Началась суета — где смотреть германское телевидение и как переводить с немецкого языка. Но все вопросы решил Василий Кикнадзе, известный спортивный комментатор. Он настроил канал для просмотра у себя в офисе и нашёл замечательного синхронного переводчика, затем угостил нас чудесным французским коньяком из своего буфетика. Затаив дыхание, мы — Юрий Нагорных, Александр Кравцов, Наталья Желанова, Андрей Митьков и я — смотрели фильм, потом ещё сидели, приходили в себя и не знали, как приступить к обсуждению. Но время было уже за полночь, и мы решили тихо разойтись.
На следующий день в половине шестого вечера мы собрались у Мутко и просмотрели фильм снова. Добавились профессор Хабриев и Никита Камаев, избавились от Митькова. Фильм смотрели молча, все ждали, что скажет Мутко. Виталий Леонтьевич посидел в задумчивости, потом вздохнул и сказал, что это проблемы и проделки Балахничёва. Затем вскинул свой взор на меня и сказал: „А ты тоже хорош! Тебя Зеппельт прямо спрашивает, берёшь ли ты деньги у спортсменов, чтобы скрыть положительные пробы, а ты сидишь и молчишь, паузу чеховскую держишь. Сразу должен был в лоб ему сказать, что нет!“ Все заулыбались, немного пообсуждали фильм и даже посмеялись.

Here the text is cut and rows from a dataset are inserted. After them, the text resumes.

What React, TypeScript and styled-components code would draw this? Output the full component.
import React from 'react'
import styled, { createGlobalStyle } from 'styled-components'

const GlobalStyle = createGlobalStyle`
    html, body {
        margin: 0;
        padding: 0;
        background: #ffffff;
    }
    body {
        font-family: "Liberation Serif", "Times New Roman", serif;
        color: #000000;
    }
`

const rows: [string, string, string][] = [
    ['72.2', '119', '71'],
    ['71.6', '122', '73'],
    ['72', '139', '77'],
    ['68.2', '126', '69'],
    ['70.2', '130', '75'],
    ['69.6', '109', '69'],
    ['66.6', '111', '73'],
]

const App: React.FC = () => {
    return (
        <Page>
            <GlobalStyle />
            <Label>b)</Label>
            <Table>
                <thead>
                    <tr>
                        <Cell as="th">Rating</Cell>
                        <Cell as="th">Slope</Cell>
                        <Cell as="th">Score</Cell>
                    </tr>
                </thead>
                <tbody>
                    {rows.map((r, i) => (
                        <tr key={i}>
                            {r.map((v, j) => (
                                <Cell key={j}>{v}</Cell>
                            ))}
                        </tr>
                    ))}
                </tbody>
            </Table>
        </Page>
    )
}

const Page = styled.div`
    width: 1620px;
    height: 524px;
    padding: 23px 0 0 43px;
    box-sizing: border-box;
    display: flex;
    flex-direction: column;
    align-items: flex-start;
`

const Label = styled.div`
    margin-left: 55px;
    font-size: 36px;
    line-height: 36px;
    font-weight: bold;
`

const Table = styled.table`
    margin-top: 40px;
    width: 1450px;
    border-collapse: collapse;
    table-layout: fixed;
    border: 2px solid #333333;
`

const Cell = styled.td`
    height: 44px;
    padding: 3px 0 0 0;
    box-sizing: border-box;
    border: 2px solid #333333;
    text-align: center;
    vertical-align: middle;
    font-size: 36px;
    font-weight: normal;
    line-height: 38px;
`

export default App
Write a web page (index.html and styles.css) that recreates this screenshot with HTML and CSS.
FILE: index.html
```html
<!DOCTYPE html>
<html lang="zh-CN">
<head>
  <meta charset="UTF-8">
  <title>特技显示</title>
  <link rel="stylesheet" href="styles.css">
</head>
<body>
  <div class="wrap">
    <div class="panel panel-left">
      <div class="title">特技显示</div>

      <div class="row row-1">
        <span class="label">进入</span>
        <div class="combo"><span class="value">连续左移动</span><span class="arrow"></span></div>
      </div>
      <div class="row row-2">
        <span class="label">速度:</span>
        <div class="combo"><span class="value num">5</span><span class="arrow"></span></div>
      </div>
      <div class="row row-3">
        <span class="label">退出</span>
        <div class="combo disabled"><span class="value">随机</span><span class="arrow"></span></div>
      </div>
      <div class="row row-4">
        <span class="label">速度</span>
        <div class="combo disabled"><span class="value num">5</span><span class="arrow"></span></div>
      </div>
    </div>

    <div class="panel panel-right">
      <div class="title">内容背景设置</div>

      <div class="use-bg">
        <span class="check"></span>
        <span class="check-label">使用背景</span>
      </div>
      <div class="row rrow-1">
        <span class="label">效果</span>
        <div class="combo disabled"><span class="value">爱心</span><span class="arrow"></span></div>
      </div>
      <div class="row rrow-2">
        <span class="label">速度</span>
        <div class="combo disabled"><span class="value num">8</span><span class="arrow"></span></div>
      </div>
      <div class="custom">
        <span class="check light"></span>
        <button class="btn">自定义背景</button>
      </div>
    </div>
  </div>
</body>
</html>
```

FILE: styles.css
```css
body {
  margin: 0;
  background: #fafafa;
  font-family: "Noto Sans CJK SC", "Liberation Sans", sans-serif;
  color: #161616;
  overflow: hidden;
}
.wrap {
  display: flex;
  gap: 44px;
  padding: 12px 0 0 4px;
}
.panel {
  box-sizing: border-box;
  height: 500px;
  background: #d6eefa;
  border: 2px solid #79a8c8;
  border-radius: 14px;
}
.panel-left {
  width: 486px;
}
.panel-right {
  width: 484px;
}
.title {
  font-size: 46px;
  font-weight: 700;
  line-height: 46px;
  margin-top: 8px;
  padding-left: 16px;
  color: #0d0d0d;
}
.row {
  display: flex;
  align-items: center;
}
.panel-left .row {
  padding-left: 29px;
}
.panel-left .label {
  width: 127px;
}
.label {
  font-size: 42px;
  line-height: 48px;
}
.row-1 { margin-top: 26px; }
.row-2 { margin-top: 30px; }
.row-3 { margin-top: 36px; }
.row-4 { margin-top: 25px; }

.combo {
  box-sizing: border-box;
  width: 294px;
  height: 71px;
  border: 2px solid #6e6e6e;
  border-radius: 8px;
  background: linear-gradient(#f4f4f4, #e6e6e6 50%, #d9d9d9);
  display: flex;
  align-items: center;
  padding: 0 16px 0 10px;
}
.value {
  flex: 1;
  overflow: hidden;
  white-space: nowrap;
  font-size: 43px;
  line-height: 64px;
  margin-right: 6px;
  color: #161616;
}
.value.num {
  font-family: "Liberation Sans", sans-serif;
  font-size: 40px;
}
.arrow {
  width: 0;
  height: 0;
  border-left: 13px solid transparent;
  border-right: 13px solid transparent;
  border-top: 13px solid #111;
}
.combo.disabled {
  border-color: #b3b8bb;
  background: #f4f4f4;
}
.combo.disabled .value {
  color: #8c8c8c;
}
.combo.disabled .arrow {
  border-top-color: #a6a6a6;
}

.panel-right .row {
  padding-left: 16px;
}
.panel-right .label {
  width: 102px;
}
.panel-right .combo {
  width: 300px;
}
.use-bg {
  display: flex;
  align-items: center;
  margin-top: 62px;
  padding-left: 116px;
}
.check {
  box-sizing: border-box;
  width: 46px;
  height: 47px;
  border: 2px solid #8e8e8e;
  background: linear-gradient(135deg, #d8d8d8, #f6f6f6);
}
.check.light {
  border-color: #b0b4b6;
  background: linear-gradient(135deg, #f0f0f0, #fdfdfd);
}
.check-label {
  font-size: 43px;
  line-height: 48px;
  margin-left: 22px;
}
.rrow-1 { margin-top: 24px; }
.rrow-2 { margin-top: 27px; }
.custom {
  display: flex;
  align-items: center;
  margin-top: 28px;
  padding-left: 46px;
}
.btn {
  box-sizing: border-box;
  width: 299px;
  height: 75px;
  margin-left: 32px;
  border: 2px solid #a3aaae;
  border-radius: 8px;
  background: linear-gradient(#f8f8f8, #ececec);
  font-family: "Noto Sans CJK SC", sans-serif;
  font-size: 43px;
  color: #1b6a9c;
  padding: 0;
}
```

Но уверенной оборонительной позиции ни у кого не было, так что договорились не давать интервью и комментарии, пусть лучше первым выступит Балахничёв. А там скоро Рождество и Новый год, и постепенно всё само собой рассосётся.
Через несколько дней германское телевидение выпустило новую серию, и мы снова собрались у Кикнадзе, но ничего существенно нового не увидели. Хайо Зеппельт доставал меня по мобильному телефону, но я не отвечал, зная, что мои разговоры записываются. Однако пару раз я звонил ему по обычному телефону, по проводам. После этого ко мне прибежал Евгений Блохин и предупредил, что кто-то в лаборатории выходит на связь с Хайо Зеппельтом по городскому телефону, однако записать не получилось, с обычным телефоном сложнее, чем с мобильной связью. Я успокоил Блохина, объяснив, что Зеппельт много раз был у нас в Москве и Сочи, знает персонал, но никто ничего плохого ему не скажет, в своих ребятах я уверен.